Evaluation of Evidence
In its analysis, the court examined the evidence presented by both parties regarding Slater's control over Advantage and the corporate formalities that were allegedly followed. Slater asserted that Advantage conducted regular corporate meetings, maintained minutes, and remained in good standing with Florida's corporate regulations. The court acknowledged that although there were some questions about whether all corporate formalities were strictly adhered to, Slater's claims were supported by documentation showing compliance with the necessary corporate governance practices. The court also noted that the plaintiff did not provide any evidence to demonstrate that Advantage was undercapitalized or that its corporate structure was utilized for fraudulent purposes. Furthermore, the court highlighted that the plaintiff's argument regarding intermingling of personal and corporate funds did not substantiate a finding of significant impropriety, as Slater maintained that the bank account in question was solely used for corporate transactions. Thus, the lack of evidence indicating improper conduct led the court to reject the plaintiff's claims.
Plaintiff's Burden of Proof
The court emphasized the plaintiff's responsibility to provide sufficient evidence demonstrating that Slater should be held liable for Advantage's breach of contract. It highlighted that a summary judgment could be granted if the non-moving party, in this case, the plaintiff, failed to establish a genuine issue of material fact essential to their claim. The court noted that the plaintiff did not adequately counter Slater's assertions regarding the corporate operations of Advantage or the legitimacy of the business transactions involved in procuring the Olympic tickets. Furthermore, the court found that the plaintiff's allegations regarding Slater's personal involvement did not translate into evidence of wrongdoing that would justify piercing the corporate veil.
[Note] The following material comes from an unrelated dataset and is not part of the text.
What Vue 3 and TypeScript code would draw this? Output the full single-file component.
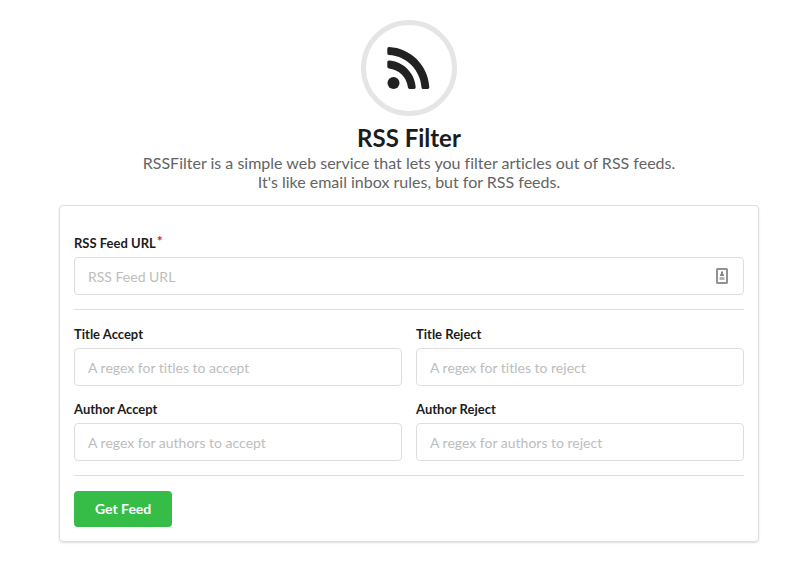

As the plaintiff did not satisfy its burden of proof, the court determined that Slater's motion for summary judgment should be granted, further reinforcing the protection afforded to corporate entities against personal liability.
Conclusion
In conclusion, the court found that Harvey Slater was not personally liable for the breach of contract by Advantage Marketing International. The ruling was based on the determination that the plaintiff failed to provide compelling evidence supporting the piercing of the corporate veil, as required by law. The court's analysis underscored the importance of respecting the corporate form and the high burden placed on plaintiffs seeking to impose personal liability on corporate shareholders. By examining the evidence and legal standards, the court reaffirmed the principle that shareholders are generally shielded from personal liability unless specific criteria indicating improper conduct are met. Thus, the court granted Slater's motion for summary judgment, effectively dismissing the claims against him and upholding the integrity of the corporate structure in this case.